**DATA TO USE**
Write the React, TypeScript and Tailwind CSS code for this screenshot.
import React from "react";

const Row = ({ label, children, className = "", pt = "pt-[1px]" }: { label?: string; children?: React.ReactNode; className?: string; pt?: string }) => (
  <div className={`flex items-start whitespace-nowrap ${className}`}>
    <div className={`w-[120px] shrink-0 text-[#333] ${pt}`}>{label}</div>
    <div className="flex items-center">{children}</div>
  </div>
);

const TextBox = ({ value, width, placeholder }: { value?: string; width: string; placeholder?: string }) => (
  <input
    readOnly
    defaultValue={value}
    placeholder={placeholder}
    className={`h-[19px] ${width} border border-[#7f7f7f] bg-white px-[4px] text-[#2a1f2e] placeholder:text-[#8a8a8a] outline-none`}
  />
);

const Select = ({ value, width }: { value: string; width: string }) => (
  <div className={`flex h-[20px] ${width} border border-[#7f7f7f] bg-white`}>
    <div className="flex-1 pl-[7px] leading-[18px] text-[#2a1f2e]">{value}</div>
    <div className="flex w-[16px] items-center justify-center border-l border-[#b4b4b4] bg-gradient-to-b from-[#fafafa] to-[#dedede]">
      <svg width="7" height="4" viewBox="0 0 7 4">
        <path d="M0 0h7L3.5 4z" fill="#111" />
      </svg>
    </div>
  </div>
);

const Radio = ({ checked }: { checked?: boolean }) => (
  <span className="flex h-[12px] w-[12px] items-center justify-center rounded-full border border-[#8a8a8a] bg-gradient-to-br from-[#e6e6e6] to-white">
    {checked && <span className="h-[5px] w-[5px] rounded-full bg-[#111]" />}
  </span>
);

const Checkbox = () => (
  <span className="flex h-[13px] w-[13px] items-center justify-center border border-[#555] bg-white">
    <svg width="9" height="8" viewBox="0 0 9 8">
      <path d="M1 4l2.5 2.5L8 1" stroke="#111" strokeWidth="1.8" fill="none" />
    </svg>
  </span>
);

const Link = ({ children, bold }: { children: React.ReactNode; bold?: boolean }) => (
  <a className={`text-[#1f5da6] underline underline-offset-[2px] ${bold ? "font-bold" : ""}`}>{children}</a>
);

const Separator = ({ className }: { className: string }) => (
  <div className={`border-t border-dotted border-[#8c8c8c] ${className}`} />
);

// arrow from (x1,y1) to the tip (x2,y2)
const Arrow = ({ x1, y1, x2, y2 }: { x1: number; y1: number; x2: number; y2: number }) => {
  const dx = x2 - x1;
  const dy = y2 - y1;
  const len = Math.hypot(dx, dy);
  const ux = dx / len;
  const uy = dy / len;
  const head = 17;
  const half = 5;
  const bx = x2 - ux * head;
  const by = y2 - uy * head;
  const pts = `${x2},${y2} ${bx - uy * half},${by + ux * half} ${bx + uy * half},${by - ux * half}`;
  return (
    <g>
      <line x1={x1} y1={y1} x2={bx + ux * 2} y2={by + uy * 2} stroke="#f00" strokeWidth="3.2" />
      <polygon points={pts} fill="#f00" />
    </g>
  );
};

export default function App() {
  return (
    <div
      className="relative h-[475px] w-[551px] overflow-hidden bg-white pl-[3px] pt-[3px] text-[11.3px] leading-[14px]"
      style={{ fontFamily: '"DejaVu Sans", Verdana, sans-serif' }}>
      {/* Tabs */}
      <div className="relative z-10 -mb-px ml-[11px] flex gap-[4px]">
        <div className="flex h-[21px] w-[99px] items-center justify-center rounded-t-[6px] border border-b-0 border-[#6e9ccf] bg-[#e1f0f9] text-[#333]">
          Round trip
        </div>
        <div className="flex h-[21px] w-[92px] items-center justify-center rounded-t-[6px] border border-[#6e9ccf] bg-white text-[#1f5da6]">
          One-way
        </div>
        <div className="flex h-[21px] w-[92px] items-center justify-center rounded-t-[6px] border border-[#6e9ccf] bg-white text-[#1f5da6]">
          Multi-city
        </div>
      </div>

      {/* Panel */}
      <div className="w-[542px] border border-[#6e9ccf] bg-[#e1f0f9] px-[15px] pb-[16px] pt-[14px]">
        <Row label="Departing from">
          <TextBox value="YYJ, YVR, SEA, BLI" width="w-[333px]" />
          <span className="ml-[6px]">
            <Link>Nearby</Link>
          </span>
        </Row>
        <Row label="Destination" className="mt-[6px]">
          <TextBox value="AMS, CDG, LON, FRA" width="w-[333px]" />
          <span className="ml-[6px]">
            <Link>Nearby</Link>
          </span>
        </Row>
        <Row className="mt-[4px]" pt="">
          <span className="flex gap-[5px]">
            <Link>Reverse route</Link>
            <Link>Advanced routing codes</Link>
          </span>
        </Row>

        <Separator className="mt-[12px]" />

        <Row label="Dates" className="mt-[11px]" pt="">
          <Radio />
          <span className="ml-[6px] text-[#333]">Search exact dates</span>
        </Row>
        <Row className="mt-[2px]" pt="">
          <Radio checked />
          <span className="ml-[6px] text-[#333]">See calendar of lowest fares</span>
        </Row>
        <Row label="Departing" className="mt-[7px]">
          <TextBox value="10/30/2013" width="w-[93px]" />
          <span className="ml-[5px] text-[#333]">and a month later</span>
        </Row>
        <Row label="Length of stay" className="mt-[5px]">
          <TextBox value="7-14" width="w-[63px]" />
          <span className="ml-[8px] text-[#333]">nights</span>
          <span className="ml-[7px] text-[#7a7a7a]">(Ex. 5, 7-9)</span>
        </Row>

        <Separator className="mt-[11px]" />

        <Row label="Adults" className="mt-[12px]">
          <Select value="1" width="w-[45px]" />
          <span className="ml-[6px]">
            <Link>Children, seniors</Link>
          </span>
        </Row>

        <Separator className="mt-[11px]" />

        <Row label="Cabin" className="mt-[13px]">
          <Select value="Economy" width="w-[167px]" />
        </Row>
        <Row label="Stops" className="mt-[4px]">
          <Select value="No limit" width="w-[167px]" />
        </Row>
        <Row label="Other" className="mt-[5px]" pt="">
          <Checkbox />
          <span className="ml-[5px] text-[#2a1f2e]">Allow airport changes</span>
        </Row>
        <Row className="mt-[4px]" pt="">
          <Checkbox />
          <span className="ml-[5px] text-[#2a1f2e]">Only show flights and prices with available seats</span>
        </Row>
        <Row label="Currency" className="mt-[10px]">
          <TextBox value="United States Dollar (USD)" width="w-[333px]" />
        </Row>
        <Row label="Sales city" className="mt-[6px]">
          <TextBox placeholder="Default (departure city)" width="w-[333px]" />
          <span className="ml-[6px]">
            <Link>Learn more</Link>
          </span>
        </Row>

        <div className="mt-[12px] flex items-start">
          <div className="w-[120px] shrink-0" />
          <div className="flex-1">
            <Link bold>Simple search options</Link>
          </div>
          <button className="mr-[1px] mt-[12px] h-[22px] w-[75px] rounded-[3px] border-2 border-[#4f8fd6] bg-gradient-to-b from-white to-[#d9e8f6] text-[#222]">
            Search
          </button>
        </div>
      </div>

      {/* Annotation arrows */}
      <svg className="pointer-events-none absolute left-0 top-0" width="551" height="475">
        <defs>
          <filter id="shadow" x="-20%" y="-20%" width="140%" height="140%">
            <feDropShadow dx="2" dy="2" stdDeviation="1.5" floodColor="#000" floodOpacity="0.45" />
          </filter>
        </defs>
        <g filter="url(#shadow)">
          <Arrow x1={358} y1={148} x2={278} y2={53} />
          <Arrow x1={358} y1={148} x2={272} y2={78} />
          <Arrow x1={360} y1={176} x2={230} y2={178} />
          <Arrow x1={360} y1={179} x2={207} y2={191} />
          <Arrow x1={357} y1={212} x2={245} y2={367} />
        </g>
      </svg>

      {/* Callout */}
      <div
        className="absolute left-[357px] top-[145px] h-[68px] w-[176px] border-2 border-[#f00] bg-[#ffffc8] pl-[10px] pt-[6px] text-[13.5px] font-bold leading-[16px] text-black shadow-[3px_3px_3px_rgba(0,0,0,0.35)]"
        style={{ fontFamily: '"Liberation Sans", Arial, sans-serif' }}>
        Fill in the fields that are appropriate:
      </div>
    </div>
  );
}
...
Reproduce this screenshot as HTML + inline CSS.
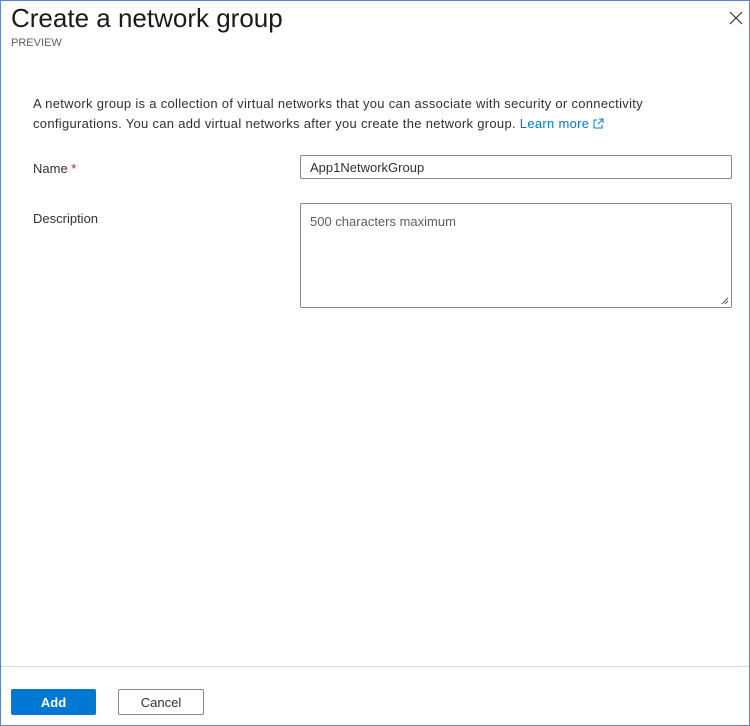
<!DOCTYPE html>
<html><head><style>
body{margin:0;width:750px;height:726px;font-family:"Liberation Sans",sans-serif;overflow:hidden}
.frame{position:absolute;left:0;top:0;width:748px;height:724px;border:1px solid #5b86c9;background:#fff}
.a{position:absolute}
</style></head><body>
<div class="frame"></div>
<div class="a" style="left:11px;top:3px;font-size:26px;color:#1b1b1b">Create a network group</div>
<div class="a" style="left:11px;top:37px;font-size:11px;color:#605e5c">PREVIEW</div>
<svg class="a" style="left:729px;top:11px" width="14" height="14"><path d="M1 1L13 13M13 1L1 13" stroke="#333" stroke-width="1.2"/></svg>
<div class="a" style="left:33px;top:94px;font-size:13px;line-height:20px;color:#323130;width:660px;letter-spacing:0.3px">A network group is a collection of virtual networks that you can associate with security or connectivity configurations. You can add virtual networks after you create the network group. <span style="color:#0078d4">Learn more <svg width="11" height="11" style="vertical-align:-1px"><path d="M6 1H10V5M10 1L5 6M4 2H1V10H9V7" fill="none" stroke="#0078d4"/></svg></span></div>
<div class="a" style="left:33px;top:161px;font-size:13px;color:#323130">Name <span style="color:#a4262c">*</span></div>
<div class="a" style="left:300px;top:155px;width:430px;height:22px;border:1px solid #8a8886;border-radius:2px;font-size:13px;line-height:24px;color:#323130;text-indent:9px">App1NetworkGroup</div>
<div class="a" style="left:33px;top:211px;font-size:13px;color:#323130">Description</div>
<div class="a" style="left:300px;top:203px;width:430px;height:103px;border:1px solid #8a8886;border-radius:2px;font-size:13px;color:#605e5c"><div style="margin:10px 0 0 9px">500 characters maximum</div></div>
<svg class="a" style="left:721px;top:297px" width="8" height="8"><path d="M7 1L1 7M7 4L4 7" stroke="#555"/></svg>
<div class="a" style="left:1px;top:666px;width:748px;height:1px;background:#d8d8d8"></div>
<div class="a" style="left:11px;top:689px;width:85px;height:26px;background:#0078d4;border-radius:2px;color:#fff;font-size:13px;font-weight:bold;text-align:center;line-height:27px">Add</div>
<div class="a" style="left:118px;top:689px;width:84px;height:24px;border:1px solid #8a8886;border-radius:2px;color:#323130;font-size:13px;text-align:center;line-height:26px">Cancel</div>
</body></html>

**EXERCISE INSTRUCTIONS**
Lines holding the word "this" in the entries above are the ones to pull out. Copy them all.

**COMPLETED TASK**
Write the React, TypeScript and Tailwind CSS code for this screenshot.
Reproduce this screenshot as HTML + inline CSS.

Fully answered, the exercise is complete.